**Information supplied:**
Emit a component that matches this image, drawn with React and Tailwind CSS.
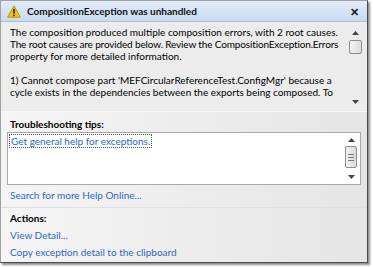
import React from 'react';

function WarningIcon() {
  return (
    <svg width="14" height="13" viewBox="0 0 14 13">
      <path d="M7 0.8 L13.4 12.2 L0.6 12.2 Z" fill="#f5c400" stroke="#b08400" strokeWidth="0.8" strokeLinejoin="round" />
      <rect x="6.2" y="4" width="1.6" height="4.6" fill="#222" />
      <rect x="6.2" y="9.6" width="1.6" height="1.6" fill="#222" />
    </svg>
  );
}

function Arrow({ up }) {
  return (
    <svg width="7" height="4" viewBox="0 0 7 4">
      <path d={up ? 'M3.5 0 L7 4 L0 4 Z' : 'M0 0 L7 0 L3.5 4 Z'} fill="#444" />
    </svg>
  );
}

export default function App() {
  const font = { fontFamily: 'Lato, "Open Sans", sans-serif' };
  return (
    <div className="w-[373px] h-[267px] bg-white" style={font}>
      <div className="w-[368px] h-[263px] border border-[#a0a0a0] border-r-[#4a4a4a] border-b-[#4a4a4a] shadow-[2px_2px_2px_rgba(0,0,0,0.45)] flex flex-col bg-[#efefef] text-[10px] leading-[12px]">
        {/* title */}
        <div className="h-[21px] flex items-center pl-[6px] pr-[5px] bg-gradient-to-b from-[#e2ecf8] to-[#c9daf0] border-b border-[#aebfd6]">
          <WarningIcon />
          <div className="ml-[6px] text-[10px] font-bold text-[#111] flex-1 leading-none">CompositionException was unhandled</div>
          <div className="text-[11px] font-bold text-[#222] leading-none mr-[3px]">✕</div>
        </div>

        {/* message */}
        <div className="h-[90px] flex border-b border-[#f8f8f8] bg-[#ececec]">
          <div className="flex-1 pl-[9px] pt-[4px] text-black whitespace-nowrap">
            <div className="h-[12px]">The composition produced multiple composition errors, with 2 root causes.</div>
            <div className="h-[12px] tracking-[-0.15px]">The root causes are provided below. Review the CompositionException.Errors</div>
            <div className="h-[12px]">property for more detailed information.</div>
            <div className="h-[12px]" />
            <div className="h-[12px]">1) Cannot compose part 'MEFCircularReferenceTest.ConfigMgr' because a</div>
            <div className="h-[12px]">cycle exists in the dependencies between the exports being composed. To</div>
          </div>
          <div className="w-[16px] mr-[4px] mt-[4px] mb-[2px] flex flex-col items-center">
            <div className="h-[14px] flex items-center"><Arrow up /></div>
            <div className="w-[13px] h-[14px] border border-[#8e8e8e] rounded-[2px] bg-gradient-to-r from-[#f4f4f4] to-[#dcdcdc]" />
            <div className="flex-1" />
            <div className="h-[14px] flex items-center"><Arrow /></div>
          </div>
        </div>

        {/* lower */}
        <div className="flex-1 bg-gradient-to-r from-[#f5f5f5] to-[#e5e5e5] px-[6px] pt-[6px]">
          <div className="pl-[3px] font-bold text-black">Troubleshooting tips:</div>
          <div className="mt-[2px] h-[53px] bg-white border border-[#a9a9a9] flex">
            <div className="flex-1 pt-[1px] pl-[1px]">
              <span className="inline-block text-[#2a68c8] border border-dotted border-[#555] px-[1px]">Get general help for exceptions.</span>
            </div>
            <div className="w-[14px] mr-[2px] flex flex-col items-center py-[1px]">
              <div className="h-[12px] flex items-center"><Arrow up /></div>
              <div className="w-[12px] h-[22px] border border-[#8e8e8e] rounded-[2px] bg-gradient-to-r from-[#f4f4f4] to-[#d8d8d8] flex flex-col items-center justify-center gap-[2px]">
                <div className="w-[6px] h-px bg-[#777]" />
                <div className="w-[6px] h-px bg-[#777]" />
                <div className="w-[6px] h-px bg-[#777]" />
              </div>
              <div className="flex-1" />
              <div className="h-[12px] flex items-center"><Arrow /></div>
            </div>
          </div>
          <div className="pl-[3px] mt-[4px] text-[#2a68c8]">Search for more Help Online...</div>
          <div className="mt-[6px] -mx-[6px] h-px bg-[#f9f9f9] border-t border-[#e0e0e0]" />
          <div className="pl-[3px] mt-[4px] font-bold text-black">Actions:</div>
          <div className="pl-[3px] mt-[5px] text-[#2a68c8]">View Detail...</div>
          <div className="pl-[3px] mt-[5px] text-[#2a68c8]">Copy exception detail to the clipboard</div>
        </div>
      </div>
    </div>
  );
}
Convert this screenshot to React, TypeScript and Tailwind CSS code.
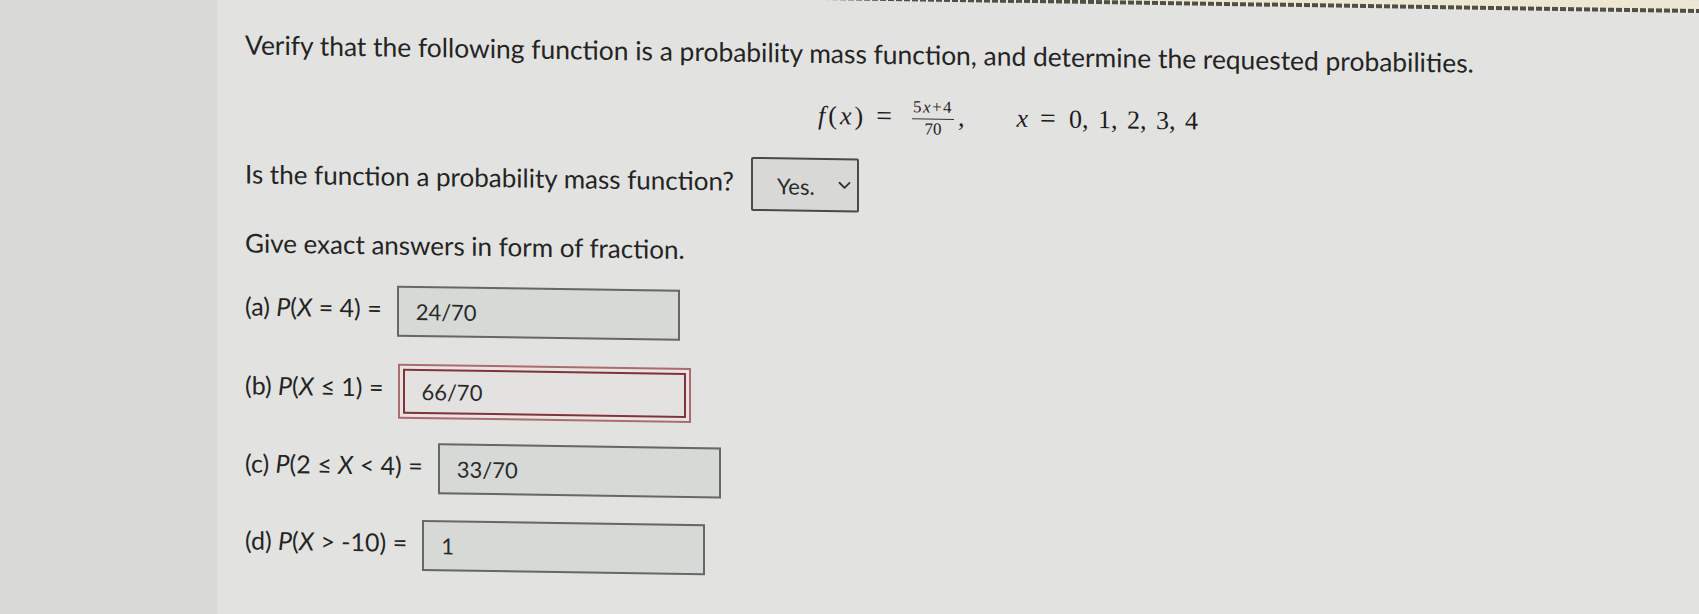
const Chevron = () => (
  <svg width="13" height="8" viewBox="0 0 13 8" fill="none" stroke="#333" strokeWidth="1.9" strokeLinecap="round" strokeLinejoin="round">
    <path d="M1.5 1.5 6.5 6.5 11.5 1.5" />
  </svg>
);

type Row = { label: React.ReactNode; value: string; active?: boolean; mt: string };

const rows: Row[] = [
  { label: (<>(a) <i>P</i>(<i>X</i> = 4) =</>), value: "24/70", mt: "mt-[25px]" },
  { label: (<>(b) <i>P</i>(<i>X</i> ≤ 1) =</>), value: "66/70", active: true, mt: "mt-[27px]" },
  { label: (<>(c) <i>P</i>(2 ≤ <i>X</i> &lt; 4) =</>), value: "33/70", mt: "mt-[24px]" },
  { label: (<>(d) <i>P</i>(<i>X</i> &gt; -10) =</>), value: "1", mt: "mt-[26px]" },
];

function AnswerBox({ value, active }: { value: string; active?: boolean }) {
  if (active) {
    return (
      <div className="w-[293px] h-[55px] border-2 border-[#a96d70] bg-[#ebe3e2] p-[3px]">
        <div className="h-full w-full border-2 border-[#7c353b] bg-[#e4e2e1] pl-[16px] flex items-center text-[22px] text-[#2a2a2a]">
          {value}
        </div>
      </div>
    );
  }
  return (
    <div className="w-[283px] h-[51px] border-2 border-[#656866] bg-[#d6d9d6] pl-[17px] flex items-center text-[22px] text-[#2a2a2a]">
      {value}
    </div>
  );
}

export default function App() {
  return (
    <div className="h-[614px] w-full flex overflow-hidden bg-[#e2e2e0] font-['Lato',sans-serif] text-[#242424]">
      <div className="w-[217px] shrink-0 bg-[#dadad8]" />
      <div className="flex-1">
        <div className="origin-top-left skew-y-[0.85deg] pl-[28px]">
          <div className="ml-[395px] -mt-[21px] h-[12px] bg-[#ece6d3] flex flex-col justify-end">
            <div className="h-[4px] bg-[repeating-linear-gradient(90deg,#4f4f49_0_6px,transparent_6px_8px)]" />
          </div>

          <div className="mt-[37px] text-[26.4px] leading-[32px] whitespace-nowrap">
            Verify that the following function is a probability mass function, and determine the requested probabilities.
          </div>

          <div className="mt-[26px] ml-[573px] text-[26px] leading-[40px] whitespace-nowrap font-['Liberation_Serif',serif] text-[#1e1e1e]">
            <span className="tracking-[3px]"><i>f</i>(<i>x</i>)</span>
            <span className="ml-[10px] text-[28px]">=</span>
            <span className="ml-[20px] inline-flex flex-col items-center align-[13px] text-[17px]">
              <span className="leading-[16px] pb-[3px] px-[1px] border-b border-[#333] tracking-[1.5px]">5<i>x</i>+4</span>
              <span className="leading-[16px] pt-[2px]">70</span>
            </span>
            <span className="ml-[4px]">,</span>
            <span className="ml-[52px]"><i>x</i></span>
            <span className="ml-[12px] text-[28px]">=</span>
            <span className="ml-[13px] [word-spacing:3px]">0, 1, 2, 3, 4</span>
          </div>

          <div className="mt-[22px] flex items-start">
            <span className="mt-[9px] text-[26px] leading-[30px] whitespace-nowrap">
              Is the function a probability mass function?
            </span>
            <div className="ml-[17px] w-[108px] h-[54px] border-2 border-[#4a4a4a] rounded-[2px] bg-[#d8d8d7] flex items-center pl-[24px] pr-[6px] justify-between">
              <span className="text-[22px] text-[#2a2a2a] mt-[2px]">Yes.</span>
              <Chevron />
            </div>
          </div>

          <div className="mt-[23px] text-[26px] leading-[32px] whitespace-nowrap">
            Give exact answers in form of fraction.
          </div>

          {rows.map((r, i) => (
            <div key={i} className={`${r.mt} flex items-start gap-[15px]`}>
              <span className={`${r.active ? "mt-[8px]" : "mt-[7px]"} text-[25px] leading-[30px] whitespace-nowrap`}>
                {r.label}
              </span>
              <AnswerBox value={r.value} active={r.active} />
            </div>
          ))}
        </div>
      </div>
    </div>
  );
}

**Exercise instructions:**
Please give again the entries word for word, starting at the first line and ending with the line that contains "import React from 'react';"; include both of those lines but none of the pictures.

**Written reply:**
Emit a component that matches this image, drawn with React and Tailwind CSS.
import React from 'react';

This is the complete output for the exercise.